The Securities and Exchange Board of India (SEBI) has alleged Pranav Adani, director of several Adani group companies and the nephew of founder Gautam Adani, shared price-sensitive information and breached regulations aimed at preventing insider trading, according a document reviewed by Reuters.

Pranav Adani, the nephew of Gautam Adani, was sent a notice by the markets regulator last year, which alleged he shared information about Adani Green’s 2021 acquisition of SoftBank-backed SB Energy Holdings with his brother-in-law before the deal was announced, according to a source and the document.

The matter has not been previously reported.

Pranav to settle, denies violation of securities law

In an e-mailed response sent to Reuters, Pranav Adani said he was seeking to settle the charges “to put an end to the matter, without admission or denial of the allegations” and that “he has not violated any securities law”.

Settlement terms were being discussed, said the source with direct knowledge of the matter, who declined to be named as the matter is confidential.

Latest challenge for Adani group

The scrutiny is the latest challenge for the Adani group.
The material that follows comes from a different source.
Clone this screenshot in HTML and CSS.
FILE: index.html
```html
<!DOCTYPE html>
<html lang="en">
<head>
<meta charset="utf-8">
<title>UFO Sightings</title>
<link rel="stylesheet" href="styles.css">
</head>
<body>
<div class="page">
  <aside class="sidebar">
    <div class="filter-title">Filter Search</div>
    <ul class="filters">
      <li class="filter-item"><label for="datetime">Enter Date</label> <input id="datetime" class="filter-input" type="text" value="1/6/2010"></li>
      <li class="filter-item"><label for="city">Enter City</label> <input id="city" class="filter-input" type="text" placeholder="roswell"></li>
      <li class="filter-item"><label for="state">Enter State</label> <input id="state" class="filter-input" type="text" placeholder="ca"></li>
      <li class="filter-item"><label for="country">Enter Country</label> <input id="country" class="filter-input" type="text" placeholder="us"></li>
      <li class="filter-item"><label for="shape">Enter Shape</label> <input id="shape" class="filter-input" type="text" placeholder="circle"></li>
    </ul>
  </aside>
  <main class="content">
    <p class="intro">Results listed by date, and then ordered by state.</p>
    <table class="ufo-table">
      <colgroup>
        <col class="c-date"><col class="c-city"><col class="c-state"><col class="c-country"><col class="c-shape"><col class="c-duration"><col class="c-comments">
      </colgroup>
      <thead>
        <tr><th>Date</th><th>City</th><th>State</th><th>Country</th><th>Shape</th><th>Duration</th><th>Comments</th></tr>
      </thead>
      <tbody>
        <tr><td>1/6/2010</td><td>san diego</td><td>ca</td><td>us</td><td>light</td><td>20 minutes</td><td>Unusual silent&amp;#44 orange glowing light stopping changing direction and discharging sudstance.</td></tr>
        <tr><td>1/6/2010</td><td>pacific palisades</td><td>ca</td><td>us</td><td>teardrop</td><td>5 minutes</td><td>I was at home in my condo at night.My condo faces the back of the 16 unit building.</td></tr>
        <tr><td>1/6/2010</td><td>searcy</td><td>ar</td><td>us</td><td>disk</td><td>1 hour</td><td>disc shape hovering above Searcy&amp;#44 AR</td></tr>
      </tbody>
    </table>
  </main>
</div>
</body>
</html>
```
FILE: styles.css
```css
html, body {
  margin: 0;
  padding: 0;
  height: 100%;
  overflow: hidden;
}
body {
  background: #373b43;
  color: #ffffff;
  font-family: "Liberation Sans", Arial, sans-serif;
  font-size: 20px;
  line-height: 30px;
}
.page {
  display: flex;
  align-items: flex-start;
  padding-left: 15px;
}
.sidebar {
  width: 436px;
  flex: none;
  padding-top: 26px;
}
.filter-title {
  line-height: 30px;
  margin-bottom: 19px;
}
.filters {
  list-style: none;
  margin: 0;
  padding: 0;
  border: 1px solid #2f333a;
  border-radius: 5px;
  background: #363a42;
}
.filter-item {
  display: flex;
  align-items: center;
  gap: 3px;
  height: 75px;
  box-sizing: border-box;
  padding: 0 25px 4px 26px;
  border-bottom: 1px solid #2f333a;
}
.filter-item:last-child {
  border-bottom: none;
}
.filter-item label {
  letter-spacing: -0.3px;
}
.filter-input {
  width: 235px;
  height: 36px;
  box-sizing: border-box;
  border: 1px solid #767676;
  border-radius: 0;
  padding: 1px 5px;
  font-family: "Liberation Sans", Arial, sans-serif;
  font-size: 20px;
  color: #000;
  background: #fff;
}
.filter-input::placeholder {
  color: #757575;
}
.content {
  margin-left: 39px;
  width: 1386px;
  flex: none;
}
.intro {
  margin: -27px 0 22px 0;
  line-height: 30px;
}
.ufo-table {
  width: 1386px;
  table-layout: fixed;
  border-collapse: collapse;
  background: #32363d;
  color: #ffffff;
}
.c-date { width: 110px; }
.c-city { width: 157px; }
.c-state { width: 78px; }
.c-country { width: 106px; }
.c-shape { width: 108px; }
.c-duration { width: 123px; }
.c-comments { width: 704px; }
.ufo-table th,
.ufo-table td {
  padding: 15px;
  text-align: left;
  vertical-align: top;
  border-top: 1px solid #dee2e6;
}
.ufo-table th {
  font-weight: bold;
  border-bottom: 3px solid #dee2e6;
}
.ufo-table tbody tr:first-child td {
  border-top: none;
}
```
U.S. authorities last year indicted Gautam Adani and two Adani Green executives for allegedly paying bribes to secure Indian power supply contracts and misleading U.S. investors. The group has denied the charges and called them “baseless”.
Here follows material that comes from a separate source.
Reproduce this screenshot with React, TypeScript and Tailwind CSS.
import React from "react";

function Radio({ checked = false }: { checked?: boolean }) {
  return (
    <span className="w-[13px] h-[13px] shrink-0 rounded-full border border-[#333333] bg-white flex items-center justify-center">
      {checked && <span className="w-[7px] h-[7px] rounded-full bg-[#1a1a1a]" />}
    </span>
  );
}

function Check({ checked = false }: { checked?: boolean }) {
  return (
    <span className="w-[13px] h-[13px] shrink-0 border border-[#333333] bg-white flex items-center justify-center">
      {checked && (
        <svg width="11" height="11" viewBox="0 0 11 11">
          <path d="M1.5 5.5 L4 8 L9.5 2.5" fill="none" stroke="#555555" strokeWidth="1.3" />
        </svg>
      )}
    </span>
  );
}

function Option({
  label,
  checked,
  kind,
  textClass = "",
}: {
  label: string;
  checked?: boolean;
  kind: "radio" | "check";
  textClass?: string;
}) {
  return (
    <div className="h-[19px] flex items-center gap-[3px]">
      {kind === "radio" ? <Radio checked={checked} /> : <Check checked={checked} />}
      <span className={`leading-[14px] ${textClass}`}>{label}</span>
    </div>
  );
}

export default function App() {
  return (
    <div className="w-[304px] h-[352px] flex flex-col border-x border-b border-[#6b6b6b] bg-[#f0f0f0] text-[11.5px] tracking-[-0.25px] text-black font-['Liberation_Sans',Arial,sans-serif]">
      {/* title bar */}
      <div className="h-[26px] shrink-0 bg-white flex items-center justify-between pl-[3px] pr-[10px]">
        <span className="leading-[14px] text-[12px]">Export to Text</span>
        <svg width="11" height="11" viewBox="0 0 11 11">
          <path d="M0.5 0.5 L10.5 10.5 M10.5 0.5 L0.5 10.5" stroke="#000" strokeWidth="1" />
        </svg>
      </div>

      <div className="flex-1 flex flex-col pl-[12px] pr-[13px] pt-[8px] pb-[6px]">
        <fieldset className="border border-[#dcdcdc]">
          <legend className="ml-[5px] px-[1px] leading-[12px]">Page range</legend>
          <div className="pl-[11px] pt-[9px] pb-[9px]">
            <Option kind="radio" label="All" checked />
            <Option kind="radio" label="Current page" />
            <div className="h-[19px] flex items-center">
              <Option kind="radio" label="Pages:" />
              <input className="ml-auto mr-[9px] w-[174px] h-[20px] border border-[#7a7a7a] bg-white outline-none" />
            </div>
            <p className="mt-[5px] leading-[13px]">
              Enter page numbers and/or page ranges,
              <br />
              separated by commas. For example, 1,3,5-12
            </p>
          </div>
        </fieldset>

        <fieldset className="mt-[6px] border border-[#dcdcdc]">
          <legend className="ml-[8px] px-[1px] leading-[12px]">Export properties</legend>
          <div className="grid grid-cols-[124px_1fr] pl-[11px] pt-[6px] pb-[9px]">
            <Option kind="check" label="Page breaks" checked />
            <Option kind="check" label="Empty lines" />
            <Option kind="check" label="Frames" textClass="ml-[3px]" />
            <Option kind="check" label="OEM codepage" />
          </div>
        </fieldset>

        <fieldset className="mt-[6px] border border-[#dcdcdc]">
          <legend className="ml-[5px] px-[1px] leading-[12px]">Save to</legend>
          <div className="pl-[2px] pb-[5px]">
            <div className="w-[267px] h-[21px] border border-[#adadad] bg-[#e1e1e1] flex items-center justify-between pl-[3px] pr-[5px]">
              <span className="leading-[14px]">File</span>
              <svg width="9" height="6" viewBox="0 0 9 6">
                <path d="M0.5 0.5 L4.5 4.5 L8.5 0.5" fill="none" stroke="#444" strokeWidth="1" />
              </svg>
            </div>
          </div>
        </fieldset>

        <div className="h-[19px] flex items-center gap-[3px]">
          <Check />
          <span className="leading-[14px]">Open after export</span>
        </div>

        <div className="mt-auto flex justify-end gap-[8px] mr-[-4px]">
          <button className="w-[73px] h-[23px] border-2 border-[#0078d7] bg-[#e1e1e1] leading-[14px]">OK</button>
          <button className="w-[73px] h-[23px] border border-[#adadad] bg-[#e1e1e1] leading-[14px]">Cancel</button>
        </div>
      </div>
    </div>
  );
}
Pranav Adani “communicated UPSI (unpublished price sensitive information) pertaining to the SB Energy acquisition” to his brother-in-law Kunal Shah and violated norms related to insider trading rules in 2021, said the SEBI document, which showed call records and trading patterns were reviewed in the investigation.

Kunal Shah and Nrupal Shah, his brother, then traded in shares of Adani Green and made “ill-gotten gains” of 9 million rupees ($108,000), the document added.

The Shah brothers said in a statement sent by their law firm that the trades were not executed with the “knowledge of any unpublished price sensitive information nor with any mala fide intent.”

“The information in question was already generally available in the public domain,” the statement said.

SEBI did not respond to Reuters requests for comment.

Largest acquisition in sector

Adani Green’s acquisition of SB energy on May 17, 2021 at an enterprise value of $3.5 billion is the largest acquisition in the renewable energy sector in India so far.

Pranav Adani became aware of the impending acquisition two-three days prior to May 16, 2021, when the deal was finalised, SEBI said.

SEBI had proposed that Kunal and Nrupal Shah also settle, but the brothers chose to contest the allegations as they found the terms too onerous, the source added.

Pranav Adani’s settlement plea would be taken up after SEBI’s ongoing review of its settlement process is over.